What to produce: Copy every line of the data in which the word "styles" occurs.

>> Start Data for this task

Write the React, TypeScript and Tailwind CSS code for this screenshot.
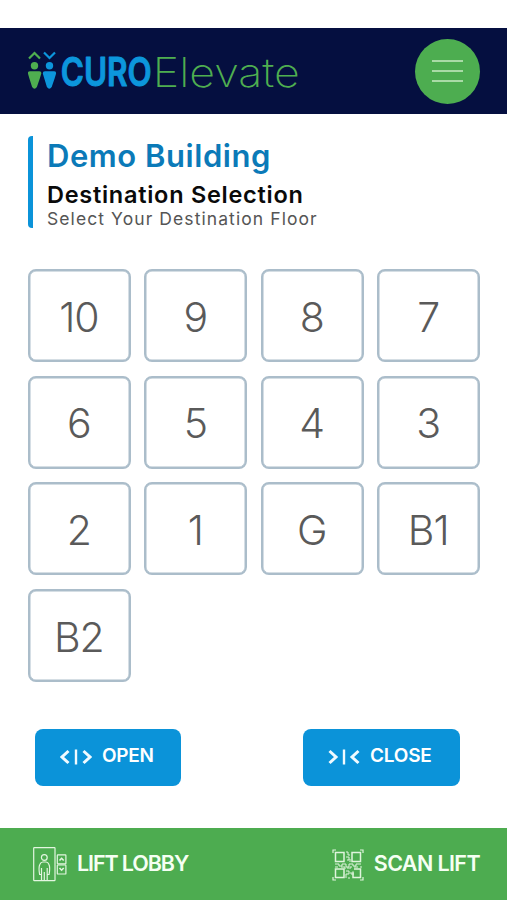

>> End Data for this task
>> Start Data for this task

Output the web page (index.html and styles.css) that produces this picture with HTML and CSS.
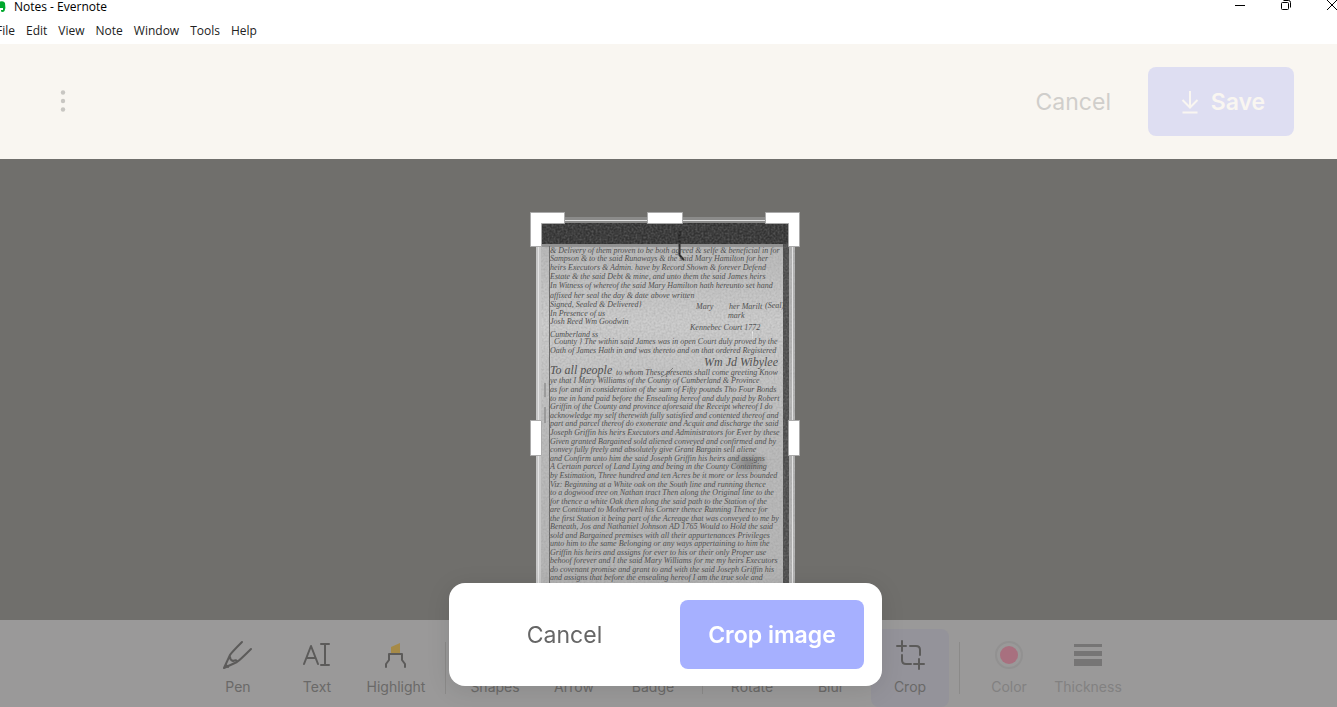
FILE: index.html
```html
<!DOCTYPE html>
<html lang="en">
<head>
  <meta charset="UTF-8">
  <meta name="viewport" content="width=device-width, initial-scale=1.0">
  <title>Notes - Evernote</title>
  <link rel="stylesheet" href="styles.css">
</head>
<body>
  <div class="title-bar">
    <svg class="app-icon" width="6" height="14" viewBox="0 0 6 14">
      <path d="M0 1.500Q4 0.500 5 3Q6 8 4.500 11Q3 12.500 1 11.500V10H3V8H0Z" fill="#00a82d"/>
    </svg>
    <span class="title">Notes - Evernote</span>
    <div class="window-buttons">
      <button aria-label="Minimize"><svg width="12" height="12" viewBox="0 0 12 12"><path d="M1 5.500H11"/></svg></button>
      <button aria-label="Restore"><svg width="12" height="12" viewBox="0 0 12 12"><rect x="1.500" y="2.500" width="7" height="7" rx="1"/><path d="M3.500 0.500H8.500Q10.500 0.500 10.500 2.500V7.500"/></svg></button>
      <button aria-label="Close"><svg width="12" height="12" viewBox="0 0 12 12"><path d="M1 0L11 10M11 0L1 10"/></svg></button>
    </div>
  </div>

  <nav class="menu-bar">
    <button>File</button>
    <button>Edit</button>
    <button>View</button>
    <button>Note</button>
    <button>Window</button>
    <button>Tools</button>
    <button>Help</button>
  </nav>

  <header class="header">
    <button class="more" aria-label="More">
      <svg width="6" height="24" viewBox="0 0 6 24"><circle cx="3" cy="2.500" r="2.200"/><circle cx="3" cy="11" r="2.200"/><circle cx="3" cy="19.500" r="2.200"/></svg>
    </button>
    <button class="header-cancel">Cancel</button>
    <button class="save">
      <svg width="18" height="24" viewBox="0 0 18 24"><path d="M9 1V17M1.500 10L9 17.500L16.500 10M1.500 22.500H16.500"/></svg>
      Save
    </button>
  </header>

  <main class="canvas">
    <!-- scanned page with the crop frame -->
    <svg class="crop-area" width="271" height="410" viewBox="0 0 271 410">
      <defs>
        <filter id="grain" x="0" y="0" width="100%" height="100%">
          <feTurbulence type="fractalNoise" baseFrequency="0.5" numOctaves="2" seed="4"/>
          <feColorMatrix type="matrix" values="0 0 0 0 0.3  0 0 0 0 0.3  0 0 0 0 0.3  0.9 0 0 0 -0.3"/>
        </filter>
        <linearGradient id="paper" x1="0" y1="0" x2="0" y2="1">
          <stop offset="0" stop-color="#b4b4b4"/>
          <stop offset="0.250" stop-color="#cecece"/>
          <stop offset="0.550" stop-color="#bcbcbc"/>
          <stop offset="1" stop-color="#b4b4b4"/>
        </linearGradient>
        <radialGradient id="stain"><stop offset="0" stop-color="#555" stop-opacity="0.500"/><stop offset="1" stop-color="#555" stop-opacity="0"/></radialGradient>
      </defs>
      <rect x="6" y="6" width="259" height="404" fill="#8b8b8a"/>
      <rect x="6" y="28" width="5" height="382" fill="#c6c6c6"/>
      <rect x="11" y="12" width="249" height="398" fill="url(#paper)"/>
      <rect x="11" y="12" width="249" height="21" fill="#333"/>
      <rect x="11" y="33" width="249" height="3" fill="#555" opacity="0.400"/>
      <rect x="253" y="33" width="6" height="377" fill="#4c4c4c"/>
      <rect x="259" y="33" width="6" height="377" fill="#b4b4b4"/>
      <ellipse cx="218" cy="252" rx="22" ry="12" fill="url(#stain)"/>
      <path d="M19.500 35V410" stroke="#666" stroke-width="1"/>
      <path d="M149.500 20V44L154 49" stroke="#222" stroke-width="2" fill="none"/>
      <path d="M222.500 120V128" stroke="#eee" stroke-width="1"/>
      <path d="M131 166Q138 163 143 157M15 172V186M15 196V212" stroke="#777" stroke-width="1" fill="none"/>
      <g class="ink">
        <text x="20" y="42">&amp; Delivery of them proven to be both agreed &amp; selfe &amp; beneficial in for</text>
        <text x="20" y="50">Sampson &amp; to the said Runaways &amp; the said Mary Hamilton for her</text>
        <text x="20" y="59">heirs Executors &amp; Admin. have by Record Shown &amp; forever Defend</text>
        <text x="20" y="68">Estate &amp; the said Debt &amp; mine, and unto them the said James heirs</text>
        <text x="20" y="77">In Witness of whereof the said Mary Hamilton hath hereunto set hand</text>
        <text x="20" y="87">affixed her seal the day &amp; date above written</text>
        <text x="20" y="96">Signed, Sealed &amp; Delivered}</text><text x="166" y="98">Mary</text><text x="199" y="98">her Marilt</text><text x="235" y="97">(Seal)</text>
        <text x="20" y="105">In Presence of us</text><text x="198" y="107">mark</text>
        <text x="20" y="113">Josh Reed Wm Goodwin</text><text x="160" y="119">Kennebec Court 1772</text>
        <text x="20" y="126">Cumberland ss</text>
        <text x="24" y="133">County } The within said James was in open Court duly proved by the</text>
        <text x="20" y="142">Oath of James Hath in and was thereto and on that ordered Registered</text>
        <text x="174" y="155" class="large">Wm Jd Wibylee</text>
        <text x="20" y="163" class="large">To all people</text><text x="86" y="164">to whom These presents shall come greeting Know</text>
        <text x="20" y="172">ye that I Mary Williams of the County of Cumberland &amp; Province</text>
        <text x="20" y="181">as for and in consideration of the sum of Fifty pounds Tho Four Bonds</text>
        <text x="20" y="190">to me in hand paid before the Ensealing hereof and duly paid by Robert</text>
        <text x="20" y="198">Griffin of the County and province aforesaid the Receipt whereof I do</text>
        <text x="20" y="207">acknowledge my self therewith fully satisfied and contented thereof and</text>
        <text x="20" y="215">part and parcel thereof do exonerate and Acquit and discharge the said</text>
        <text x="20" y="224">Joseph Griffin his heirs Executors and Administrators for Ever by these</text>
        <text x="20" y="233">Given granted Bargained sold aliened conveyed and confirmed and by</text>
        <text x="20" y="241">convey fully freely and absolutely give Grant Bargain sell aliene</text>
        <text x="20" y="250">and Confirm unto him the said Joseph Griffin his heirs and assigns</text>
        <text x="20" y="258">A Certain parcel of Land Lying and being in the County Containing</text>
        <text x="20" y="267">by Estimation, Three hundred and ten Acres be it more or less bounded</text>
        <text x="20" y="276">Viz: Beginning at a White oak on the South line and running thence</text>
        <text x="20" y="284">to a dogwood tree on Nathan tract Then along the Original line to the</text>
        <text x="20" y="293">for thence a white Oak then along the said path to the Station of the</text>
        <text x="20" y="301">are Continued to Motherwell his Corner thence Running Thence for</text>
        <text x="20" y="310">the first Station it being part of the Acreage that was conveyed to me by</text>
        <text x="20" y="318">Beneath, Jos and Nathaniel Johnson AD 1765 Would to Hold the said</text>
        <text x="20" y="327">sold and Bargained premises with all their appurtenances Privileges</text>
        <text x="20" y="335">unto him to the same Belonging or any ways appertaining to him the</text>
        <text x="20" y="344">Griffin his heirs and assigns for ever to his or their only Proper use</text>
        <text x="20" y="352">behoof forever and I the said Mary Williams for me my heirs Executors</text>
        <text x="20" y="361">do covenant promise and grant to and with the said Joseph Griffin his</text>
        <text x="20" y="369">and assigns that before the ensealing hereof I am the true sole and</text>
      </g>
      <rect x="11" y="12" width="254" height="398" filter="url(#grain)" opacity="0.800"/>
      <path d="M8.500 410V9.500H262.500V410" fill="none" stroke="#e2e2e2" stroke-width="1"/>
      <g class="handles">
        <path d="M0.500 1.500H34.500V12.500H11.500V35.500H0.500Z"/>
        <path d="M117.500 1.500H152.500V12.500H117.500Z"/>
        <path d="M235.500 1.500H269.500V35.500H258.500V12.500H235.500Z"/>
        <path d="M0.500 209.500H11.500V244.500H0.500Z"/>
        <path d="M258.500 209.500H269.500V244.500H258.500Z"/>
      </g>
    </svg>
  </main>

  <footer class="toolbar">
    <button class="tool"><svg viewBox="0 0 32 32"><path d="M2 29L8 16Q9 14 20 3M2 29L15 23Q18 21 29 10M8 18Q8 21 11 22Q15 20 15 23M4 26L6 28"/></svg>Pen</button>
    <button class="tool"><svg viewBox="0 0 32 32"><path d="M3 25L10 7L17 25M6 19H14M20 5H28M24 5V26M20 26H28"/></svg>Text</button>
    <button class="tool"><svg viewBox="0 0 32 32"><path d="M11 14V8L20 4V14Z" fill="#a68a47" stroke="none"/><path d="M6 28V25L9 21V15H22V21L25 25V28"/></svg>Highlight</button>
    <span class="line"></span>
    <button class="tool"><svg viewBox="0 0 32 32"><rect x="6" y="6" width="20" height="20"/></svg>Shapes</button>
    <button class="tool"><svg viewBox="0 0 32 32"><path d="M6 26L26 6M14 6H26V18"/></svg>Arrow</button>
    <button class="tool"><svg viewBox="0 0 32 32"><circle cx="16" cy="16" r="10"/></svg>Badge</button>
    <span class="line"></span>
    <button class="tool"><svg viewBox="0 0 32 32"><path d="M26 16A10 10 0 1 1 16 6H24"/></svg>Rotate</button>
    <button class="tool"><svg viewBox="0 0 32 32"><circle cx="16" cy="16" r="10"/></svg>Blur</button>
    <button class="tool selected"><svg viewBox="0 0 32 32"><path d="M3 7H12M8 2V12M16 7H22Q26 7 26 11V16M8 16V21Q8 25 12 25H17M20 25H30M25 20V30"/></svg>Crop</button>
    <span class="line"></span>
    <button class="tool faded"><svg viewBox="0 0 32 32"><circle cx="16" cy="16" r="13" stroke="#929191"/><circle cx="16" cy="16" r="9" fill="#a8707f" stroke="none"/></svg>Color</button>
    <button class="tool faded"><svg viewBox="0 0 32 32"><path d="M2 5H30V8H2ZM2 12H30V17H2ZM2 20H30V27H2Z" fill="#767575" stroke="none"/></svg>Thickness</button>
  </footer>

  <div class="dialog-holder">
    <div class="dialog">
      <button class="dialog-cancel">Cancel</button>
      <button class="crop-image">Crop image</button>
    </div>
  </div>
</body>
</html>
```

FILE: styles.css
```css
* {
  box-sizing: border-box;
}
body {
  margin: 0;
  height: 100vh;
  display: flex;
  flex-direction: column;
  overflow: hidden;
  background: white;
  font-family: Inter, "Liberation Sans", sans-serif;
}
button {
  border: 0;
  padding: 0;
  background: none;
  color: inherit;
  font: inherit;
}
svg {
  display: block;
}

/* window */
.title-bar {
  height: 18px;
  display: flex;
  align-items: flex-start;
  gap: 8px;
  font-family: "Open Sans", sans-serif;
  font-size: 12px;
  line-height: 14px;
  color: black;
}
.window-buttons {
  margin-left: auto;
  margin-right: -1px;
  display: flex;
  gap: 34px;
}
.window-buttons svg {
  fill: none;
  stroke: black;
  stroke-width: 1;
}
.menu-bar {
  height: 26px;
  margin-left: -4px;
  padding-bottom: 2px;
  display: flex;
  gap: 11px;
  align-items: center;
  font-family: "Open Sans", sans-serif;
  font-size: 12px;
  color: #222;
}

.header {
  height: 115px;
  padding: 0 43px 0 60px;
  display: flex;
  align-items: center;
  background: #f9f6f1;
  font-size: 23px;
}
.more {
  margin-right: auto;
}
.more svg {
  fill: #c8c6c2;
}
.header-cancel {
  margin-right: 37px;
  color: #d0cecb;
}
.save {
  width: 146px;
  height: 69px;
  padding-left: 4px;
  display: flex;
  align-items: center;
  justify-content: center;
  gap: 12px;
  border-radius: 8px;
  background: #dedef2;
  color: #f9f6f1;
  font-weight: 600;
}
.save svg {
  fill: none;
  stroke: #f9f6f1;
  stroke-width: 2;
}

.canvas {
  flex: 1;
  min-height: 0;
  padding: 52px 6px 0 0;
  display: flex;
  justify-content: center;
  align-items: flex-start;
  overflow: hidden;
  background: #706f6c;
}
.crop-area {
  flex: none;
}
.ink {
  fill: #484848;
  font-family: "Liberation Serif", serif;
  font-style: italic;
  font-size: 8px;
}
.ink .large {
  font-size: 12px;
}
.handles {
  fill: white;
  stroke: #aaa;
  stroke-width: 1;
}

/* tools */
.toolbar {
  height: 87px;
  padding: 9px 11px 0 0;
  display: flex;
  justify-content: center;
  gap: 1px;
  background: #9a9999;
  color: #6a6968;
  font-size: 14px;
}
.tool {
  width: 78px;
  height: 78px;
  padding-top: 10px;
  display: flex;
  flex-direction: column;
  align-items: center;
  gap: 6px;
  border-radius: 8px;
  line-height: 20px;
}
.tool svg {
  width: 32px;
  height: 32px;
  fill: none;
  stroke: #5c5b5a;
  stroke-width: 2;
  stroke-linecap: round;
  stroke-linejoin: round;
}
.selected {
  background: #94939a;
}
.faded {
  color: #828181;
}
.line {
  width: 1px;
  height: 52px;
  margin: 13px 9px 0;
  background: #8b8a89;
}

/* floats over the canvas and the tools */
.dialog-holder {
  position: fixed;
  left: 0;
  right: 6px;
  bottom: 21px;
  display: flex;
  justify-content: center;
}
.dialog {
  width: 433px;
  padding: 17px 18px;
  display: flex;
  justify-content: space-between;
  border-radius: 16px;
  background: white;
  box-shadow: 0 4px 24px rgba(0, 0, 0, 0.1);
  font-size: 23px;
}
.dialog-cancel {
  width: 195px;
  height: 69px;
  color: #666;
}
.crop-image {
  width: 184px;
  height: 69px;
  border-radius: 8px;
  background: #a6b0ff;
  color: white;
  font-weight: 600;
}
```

>> End Data for this task

Task output:
Output the web page (index.html and styles.css) that produces this picture with HTML and CSS.
  <link rel="stylesheet" href="styles.css">
FILE: styles.css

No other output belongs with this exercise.